__Task details__
Write out each line in which the string "screenshot" is present.

--- BEGIN ---

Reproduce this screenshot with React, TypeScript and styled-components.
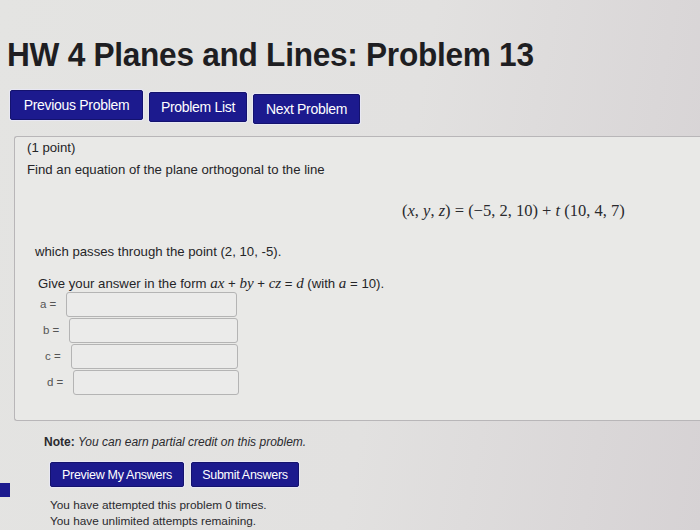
import React from "react";
import styled, { createGlobalStyle } from "styled-components";

const Global = createGlobalStyle`
  html, body { margin: 0; padding: 0; }
  body {
    width: 700px; height: 530px; overflow: hidden;
    background: linear-gradient(100deg, #e4e4e2 0%, #e2e1e0 55%, #d6d2d4 100%);
    font-family: "Liberation Sans", Arial, sans-serif;
    color: #222;
  }
`;

const Page = styled.div`
  position: relative;
  width: 700px; height: 530px;
  padding: 35px 0 0 7px;
  box-sizing: border-box;
`;

const Title = styled.h1`
  margin: 0;
  font-size: 34px;
  font-weight: 700;
  letter-spacing: -0.3px;
  color: #1e1e22;
  line-height: 38px;
  transform: scaleX(0.93);
  transform-origin: left;
  white-space: nowrap;
`;

const NavRow = styled.div`
  display: flex;
  gap: 6px;
  margin: 17px 0 0 3px;
  align-items: flex-start;
`;

const BlueButton = styled.button<{ $drop?: number; $w?: number; $h?: number; $fs?: number }>`
  background: #1c1a8e;
  color: #fff;
  border: 1px solid #14126e;
  border-radius: 2px;
  font-family: "Liberation Sans", Arial, sans-serif;
  font-size: ${(p) => p.$fs ?? 14}px;
  letter-spacing: -0.3px;
  height: ${(p) => p.$h ?? 30}px;
  width: ${(p) => p.$w}px;
  padding: 0;
  margin-top: ${(p) => p.$drop ?? 0}px;
  box-shadow: 0 0 0 1px #e8e8f4;
`;

const ProblemBox = styled.div`
  margin: 12px 0 0 7px;
  height: 285px;
  border: 1px solid #b8b6b8;
  border-right: none;
  border-radius: 3px 0 0 3px;
  background: #e9e9e7;
  padding: 2px 0 0 12px;
  box-sizing: border-box;
  font-size: 13.2px;
  color: #252528;
`;

const Line = styled.div<{ $ml?: number; $mt?: number }>`
  margin-left: ${(p) => p.$ml ?? 0}px;
  margin-top: ${(p) => p.$mt ?? 0}px;
  line-height: 18px;
`;

const Equation = styled.div`
  font-family: "Liberation Serif", "Times New Roman", serif;
  font-size: 16.5px;
  margin: 22px 0 0 375px;
  color: #2a2a2e;
  i { font-style: italic; }
`;

const MathI = styled.i`
  font-family: "Liberation Serif", "Times New Roman", serif;
  font-size: 15px;
`;

const AnswerGrid = styled.div`
  display: flex;
  flex-direction: column;
  margin: -2px 0 0 13px;
`;

const AnswerRow = styled.div<{ $shift: number }>`
  display: flex;
  align-items: center;
  margin-left: ${(p) => p.$shift}px;
  height: 26px;
`;

const Label = styled.span`
  width: 26px;
  font-size: 11.5px;
  color: #555;
`;

const Input = styled.div<{ $w: number }>`
  width: ${(p) => p.$w}px;
  height: 25px;
  border: 1px solid #b4b4b4;
  border-radius: 3px;
  background: #ebebea;
  box-sizing: border-box;
`;

const Footer = styled.div`
  margin: 14px 0 0 37px;
  font-size: 12px;
  color: #2a2a2e;
`;

const Note = styled.div`
  b { font-weight: 700; }
  i { font-style: italic; }
`;

const ActionRow = styled.div`
  display: flex;
  gap: 7px;
  margin: 13px 0 0 6px;
`;

const Status = styled.div`
  margin: 10px 0 0 6px;
  line-height: 16px;
  font-size: 11.8px;
`;

const EdgeTab = styled.div`
  position: absolute;
  left: 0;
  top: 483px;
  width: 10px;
  height: 14px;
  background: #1c1a8e;
`;

export default function App() {
  return (
    <>
      <Global />
      <Page>
        <Title>HW 4 Planes and Lines: Problem 13</Title>
        <NavRow>
          <BlueButton $w={133}>Previous Problem</BlueButton>
          <BlueButton $w={98} $drop={2}>Problem List</BlueButton>
          <BlueButton $w={107} $drop={4}>Next Problem</BlueButton>
        </NavRow>
        <ProblemBox>
          <Line>(1 point)</Line>
          <Line $mt={4}>Find an equation of the plane orthogonal to the line</Line>
          <Equation>
            (<i>x</i>, <i>y</i>, <i>z</i>) = (−5, 2, 10) + <i>t</i> (10, 4, 7)
          </Equation>
          <Line $ml={8} $mt={22}>which passes through the point (2, 10, -5).</Line>
          <Line $ml={11} $mt={13}>
            Give your answer in the form <MathI>ax</MathI> + <MathI>by</MathI> + <MathI>cz</MathI> = <MathI>d</MathI> (with <MathI>a</MathI> = 10).
          </Line>
          <AnswerGrid>
            <AnswerRow $shift={0}><Label>a =</Label><Input $w={171} /></AnswerRow>
            <AnswerRow $shift={3}><Label>b =</Label><Input $w={169} /></AnswerRow>
            <AnswerRow $shift={5}><Label>c =</Label><Input $w={167} /></AnswerRow>
            <AnswerRow $shift={7}><Label>d =</Label><Input $w={166} /></AnswerRow>
          </AnswerGrid>
        </ProblemBox>
        <Footer>
          <Note><b>Note:</b> <i>You can earn partial credit on this problem.</i></Note>
          <ActionRow>
            <BlueButton $w={134} $h={25} $fs={12.5}>Preview My Answers</BlueButton>
            <BlueButton $w={108} $h={25} $fs={12.5}>Submit Answers</BlueButton>
          </ActionRow>
          <Status>
            You have attempted this problem 0 times.<br />
            You have unlimited attempts remaining.
          </Status>
        </Footer>
        <EdgeTab />
      </Page>
    </>
  );
}
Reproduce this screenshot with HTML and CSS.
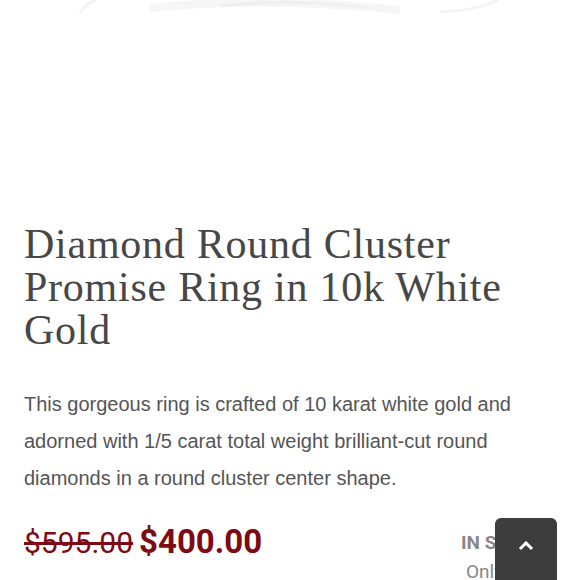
FILE: index.html
```html
<!DOCTYPE html>
<html lang="en">
<head>
	<meta charset="UTF-8">
	<title>Diamond Round Cluster Promise Ring in 10k White Gold</title>
	<link rel="stylesheet" href="styles.css">
</head>
<body>
	<div class="product">
		<div class="photo">
			<svg width="580" height="190" viewBox="0 0 580 190">
				<path d="M80 14 Q84 4 96 0" fill="none" stroke="#f3f3f3" stroke-width="3"/>
				<path d="M150 8 Q260 -4 400 10" fill="none" stroke="#f6f6f6" stroke-width="8"/>
				<path d="M220 6 Q290 -2 370 8" fill="none" stroke="#efefef" stroke-width="3"/>
				<path d="M440 12 Q480 10 498 0" fill="none" stroke="#f4f4f4" stroke-width="3"/>
			</svg>
		</div>
		<h1 class="title">Diamond Round Cluster Promise Ring in 10k White Gold</h1>
		<p class="desc">This gorgeous ring is crafted of 10 karat white gold and adorned with 1/5 carat total weight brilliant-cut round diamonds in a round cluster center shape.</p>
		<div class="buy">
			<div class="price">
				<del class="old">$595.00</del>
				<span class="now">$400.00</span>
			</div>
			<div class="stock">
				<div class="stock-state">IN STOCK</div>
				<div class="stock-note">Only 1 left</div>
			</div>
		</div>
	</div>
	<a href="#" class="to-top">
		<svg width="16" height="10" viewBox="0 0 16 10"><path d="M2 8 L8 2 L14 8" fill="none" stroke="#fff" stroke-width="3"/></svg>
	</a>
</body>
</html>
```
FILE: styles.css
```css
html,
body {
	margin: 0;
	padding: 0;
	background: #fff;
}

.product {
	padding: 0 24px;
	overflow: hidden;
	height: 580px;
}

.photo {
	height: 190px;
	margin: 0 -24px;
	overflow: hidden;
}

.photo svg {
	display: block;
}

.title {
	margin: 33px 0 0;
	font: normal 42px/43px 'Liberation Serif', serif;
	letter-spacing: 0.75px;
	color: #474747;
}

.desc {
	margin: 34px 0 0;
	font: 20px/37px 'Liberation Sans', Arial, sans-serif;
	color: #555;
}

.buy {
	display: flex;
	justify-content: space-between;
	margin-top: 25px;
}

.price {
	font-family: Roboto, sans-serif;
	color: #7d0a14;
}

.old {
	font-size: 30px;
	text-decoration: line-through;
}

.now {
	margin-left: 2px;
	font-size: 33px;
	font-weight: bold;
}

.stock {
	padding: 9px 0 0;
	width: 95px;
	font-family: Roboto, sans-serif;
	color: #888;
}

.stock-state {
	font-size: 19px;
	font-weight: bold;
}

.stock-note {
	margin: 6px 0 0 5px;
	font-size: 19px;
}

.to-top {
	position: fixed;
	left: 495px;
	top: 518px;
	width: 62px;
	height: 70px;
	background: #3d3d3d;
	border-radius: 6px;
	display: flex;
	justify-content: center;
	padding-top: 23px;
	box-sizing: border-box;
}

.to-top svg {
	display: block;
}
```
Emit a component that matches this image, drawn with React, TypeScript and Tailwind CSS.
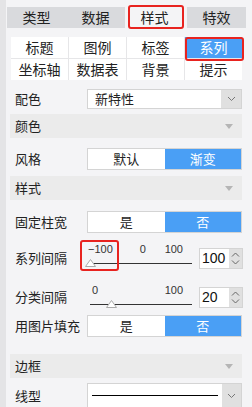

--- END ---

__Reply to the task__
Reproduce this screenshot with React, TypeScript and styled-components.
Reproduce this screenshot with HTML and CSS.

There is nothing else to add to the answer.